There are other aspects of this disc that are much more satisfying. Dufay’s famous motet Nuper rosarum flores (written for the consecration of the dome of Florence Cathedral) receives a very musical performance with a particularly good (although uncredited) soprano who avoids going all "early music" and boyish. Of course this would not have been sung by a woman (nor by a boy) in Dufay’s time, but if the recording has a woman singing it, she should at least be true to her own vocal sound and exploit it to the service of the music. This she does and the result is fine.

The same cannot be said for other tracks. Josquin’s Ave Maria, the Stabat Mater of Palestrina and the famous 8 part Crucifixus of Lotti all suffer from timidity in the interpretation and a vocal sound that relies heavily on received traditions descending from King’s College Cambridge and The Tallis Scholars; both fine groups, but their sound is their own. Cantillation need to find their own sound rather than relying on these received traditions. These works need more colour, more variety of balance and an altogether less refined sound. In the Lotti, which is full of the most pungent dissonances, it must be remembered that, although he was writing in a deliberately archaic a cappella style, he was doing so at the same time as Vivaldi was performing his La Stravaganza violin concertos. The Venetian audience was used to the operatic and the dramatic aspects of music being always at the forefront. Lotti was not trying to be Byrd, but this aspect of the almost physically emotive use of the dissonances seems to have passed Walker and his singers by.

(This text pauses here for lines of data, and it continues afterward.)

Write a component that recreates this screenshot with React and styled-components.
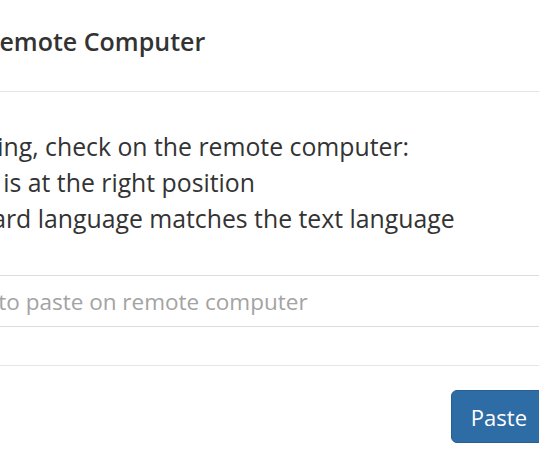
import React from "react";
import styled, { createGlobalStyle } from "styled-components";

const Global = createGlobalStyle`
  html, body { margin: 0; padding: 0; background: #fff; overflow: hidden; }
  body { font-family: "Open Sans", "Noto Sans", sans-serif; color: #333; }
`;

const Modal = styled.div`
  margin-left: -158px;
  width: 727px;
  background: #fff;
`;

const Header = styled.div`
  padding: 23px 22px 32px 31px;
  border-bottom: 1px solid #e5e5e5;
`;

const Title = styled.h4`
  margin: 0;
  font-size: 25px;
  line-height: 36px;
  font-weight: 600;
  color: #333;
  white-space: nowrap;
`;

const Body = styled.div`
  padding: 36px 22px 38px;
`;

const Text = styled.p`
  margin: 0;
  font-size: 24.8px;
  line-height: 36px;
  white-space: nowrap;
`;

const List = styled.ul`
  margin: 0;
  padding-left: ${(p) => p.$indent}px;
  list-style: none;
`;

const Item = styled.li`
  font-size: 24.8px;
  line-height: 36px;
  white-space: nowrap;
`;

const Input = styled.input`
  display: block;
  box-sizing: border-box;
  width: 100%;
  height: 52px;
  margin-top: 39px;
  padding: 0 18px 0 25px;
  border: 1px solid #ddd;
  border-radius: 6px;
  font-family: inherit;
  font-size: 22.5px;
  color: #333;
  outline: none;
  &::placeholder { color: #a3a3a3; }
`;

const Footer = styled.div`
  display: flex;
  justify-content: flex-end;
  padding: 24px 22px 24px;
  border-top: 1px solid #e5e5e5;
`;

const Button = styled.button`
  height: 53px;
  padding: 0 19px;
  border: 1px solid #285f92;
  border-radius: 6px;
  background: #2e6ca5;
  color: #fff;
  font-family: inherit;
  font-size: 22px;
  cursor: pointer;
`;

export default function App() {
  return (
    <>
      <Global />
      <Modal>
        <Header>
          <Title>Paste on Remote Computer</Title>
        </Header>
        <Body>
          <Text>Before pasting, check on the remote computer:</Text>
          <List $indent={9.5}>
            <Item>The cursor is at the right position</Item>
            <Item>The keyboard language matches the text language</Item>
          </List>
          <Input placeholder="Enter text to paste on remote computer" />
        </Body>
        <Footer>
          <Button>Paste</Button>
        </Footer>
      </Modal>
    </>
  );
}
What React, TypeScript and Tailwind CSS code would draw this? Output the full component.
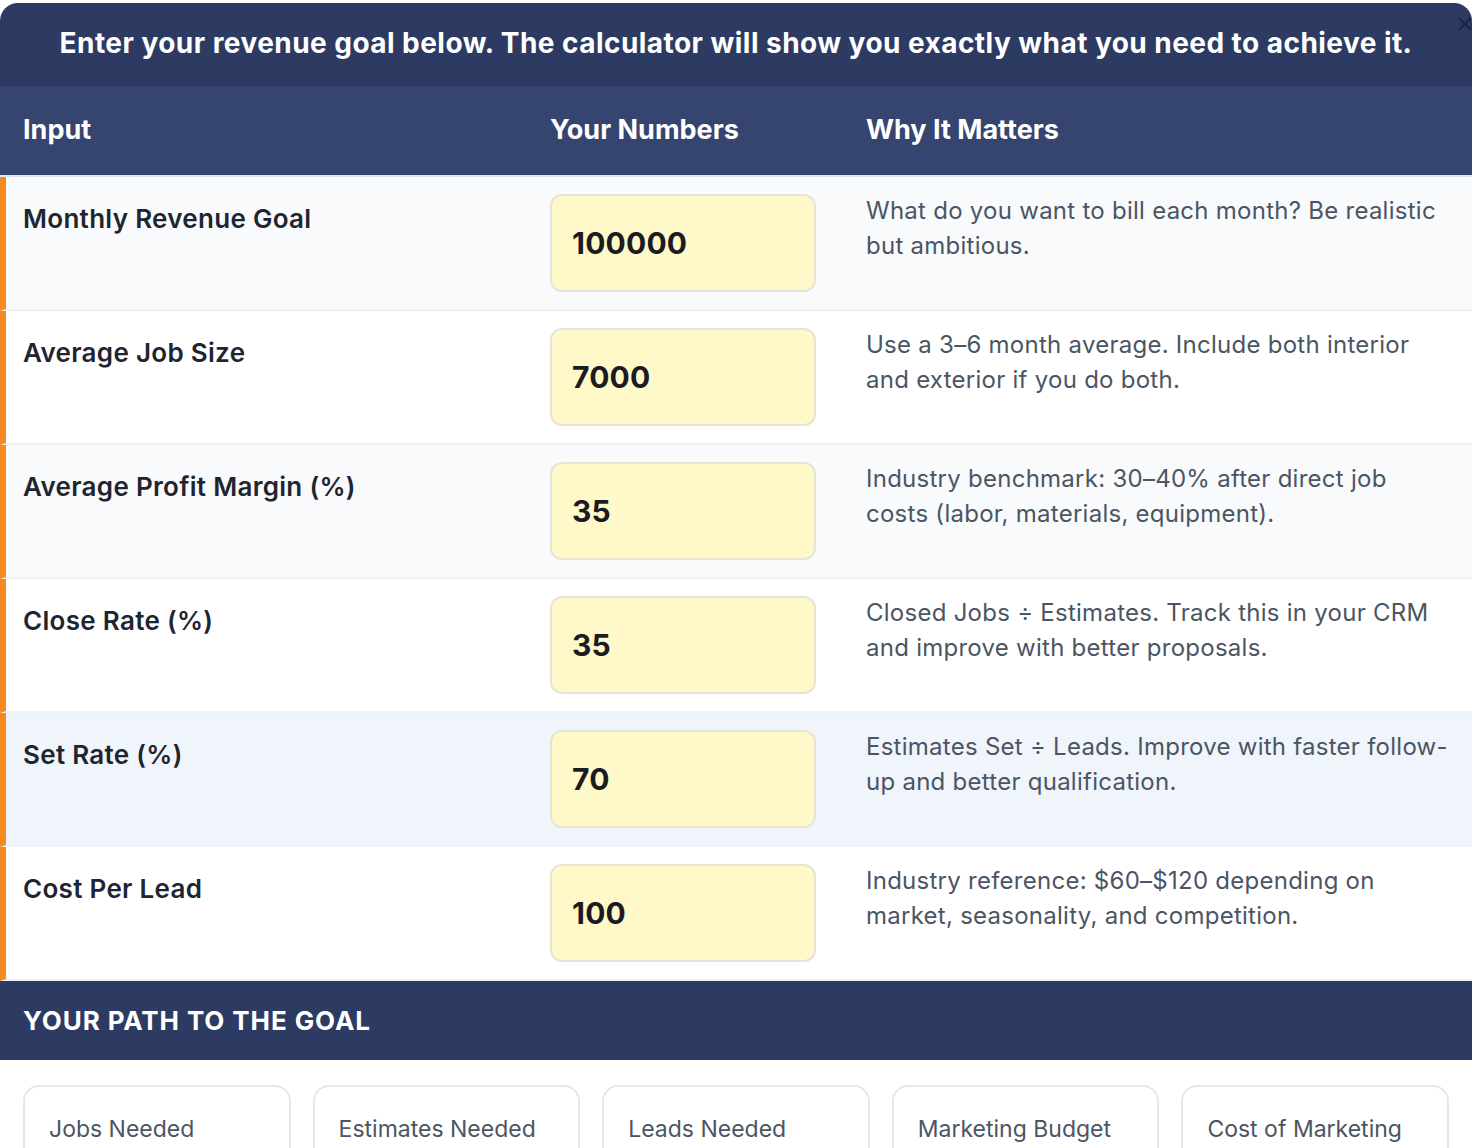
import React, { useState } from 'react';

interface InputRow {
  label: string;
  value: string;
  why: string;
}

const ROWS: InputRow[] = [
  {
    label: 'Monthly Revenue Goal',
    value: '100000',
    why: 'What do you want to bill each month? Be realistic but ambitious.',
  },
  {
    label: 'Average Job Size',
    value: '7000',
    why: 'Use a 3–6 month average. Include both interior and exterior if you do both.',
  },
  {
    label: 'Average Profit Margin (%)',
    value: '35',
    why: 'Industry benchmark: 30–40% after direct job costs (labor, materials, equipment).',
  },
  {
    label: 'Close Rate (%)',
    value: '35',
    why: 'Closed Jobs ÷ Estimates. Track this in your CRM and improve with better proposals.',
  },
  {
    label: 'Set Rate (%)',
    value: '70',
    why: 'Estimates Set ÷ Leads. Improve with faster follow-up and better qualification.',
  },
  {
    label: 'Cost Per Lead',
    value: '100',
    why: 'Industry reference: $60–$120 depending on market, seasonality, and competition.',
  },
];

const RESULTS = ['Jobs Needed', 'Estimates Needed', 'Leads Needed', 'Marketing Budget', 'Cost of Marketing'];

const App: React.FC = () => {
  const [values, setValues] = useState<string[]>(ROWS.map((r) => r.value));
  const [hovered, setHovered] = useState<number>(4);

  return (
    <div className="min-h-screen bg-white pt-[3px] font-['Inter','Noto_Sans',sans-serif]">
      <div className="relative rounded-t-[18px] overflow-hidden">
        {/* close button */}
        <button className="absolute top-[10px] right-[-4px] z-10 text-[#1b2440]">
          <svg className="w-[22px] h-[22px]" fill="none" stroke="currentColor" viewBox="0 0 24 24">
            <path strokeLinecap="round" strokeWidth="2" d="M6 6l12 12M18 6L6 18" />
          </svg>
        </button>

        {/* intro banner */}
        <div className="bg-[#2d3b63] h-[83px] pb-[4px] flex items-center justify-center">
          <p className="text-white text-[28px] font-bold tracking-[0.45px]">
            Enter your revenue goal below. The calculator will show you exactly what you need to achieve it.
          </p>
        </div>

        {/* table head */}
        <div className="grid grid-cols-[527px_316px_1fr] bg-[#36456f] h-[91px] items-center text-white text-[27px] font-bold border-b-2 border-[#dfe6f0]">
          <div className="pl-[23px]">Input</div>
          <div className="pl-[23px]">Your Numbers</div>
          <div className="pl-[23px]">Why It Matters</div>
        </div>

        {/* rows */}
        {ROWS.map((row, idx) => {
          const bg = hovered === idx ? 'bg-[#f0f4fb]' : idx % 2 === 0 ? 'bg-[#f8fafc]' : 'bg-white';
          return (
            <div
              key={row.label}
              onMouseEnter={() => setHovered(idx)}
              className={`grid grid-cols-[521px_316px_1fr] h-[134px] border-b-2 border-[#edf0f4] border-l-[6px] border-l-[#f58a1f] ${bg}`}
            >
              <div className="pl-[17px] pt-[26px] text-[26px] font-semibold tracking-[0.3px] text-[#1f2530] leading-[32px]">
                {row.label}
              </div>
              <div className="pl-[23px] pt-[17px]">
                <input
                  value={values[idx]}
                  onChange={(e) => {
                    const next = [...values];
                    next[idx] = e.target.value;
                    setValues(next);
                  }}
                  className="w-[266px] h-[98px] rounded-[12px] border-2 border-[#e6e4d6] bg-[#fff8c9] px-[20px] text-[30px] font-bold tracking-[0.2px] text-[#1c1b22] outline-none"
                />
              </div>
              <div className="pl-[23px] pr-[20px] pt-[16px] text-[24px] tracking-[0.26px] leading-[35px] text-[#4b5563]">
                {row.why}
              </div>
            </div>
          );
        })}

        {/* results */}
        <div className="bg-[#2d3b63] h-[79px] flex items-center pl-[23px]">
          <h2 className="text-white text-[26px] font-bold uppercase tracking-[0.9px]">Your Path to the Goal</h2>
        </div>

        <div className="grid grid-cols-5 gap-[22px] px-[23px] pt-[25px] pb-6">
          {RESULTS.map((r) => (
            <div key={r} className="h-[120px] rounded-[16px] border-2 border-[#e5e7eb] bg-white px-[24px] pt-[26px]">
              <div className="text-[23px] text-[#4b5563] leading-[32px]">{r}</div>
            </div>
          ))}
        </div>
      </div>
    </div>
  );
};

export default App;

The disc is more impressive in the recording of the works for massive forces. Unfortunately the booklet is rather sniffy about the 40-voice motet Ecce beatam lucem by Alessandro Striggio, which was probably the inspiration for Tallis’s famous Spem in alium (and which is in fact a fine work). This expression of subjective opinion about a work that does not feature on the disc is a slip in the standard of the booklet writing and should not have made it through the editing process. The recording of 40 solo singers in one giant ensemble is one of the great challenges for any engineer. The ABC team have achieved excellent results here. It is too easy for such a work to become a great wash of muddy sound, or to be handled so dryly that ensemble and space are lost. The capture of this performance steps neatly between these extremes and the clarity is retained without sacrificing the grandeur of the big moments. The same is almost achieved in the very interesting Deo gratias of Ockeghem. This 36-part work (really the only ‘find’ in this programme) is made up of four choirs of nine parts, each of which is singing a (different) nine-fold canon. As a display of compositional fireworks it is almost unrivalled and the listening experience is certainly awe-inspiring. The difficulty lies in each choir being of nine of the same voice type. A canon of nine basses is always going to suffer from a certain cloudiness, but it is here that the presence of added reverb really becomes noticeable and is not necessarily a help.

Cantillation is clearly a group of very fine singers, and one is possibly being somewhat hard on them. However, when a group chooses to record repertoire available in many other versions there has to be something extra to make them stand out to the potential buyer. Apart from a very well captured Spem in alium and an interesting piece of programming in the Deo gratias there is not enough of stellar quality or noticeably different approach to distinguish this (otherwise very capable) performance from the crowd. It is a shame that a more imaginative approach was not taken to the programming. Too much is aiming only for beauty, and, while admirable, in this repertoire that’s not enough.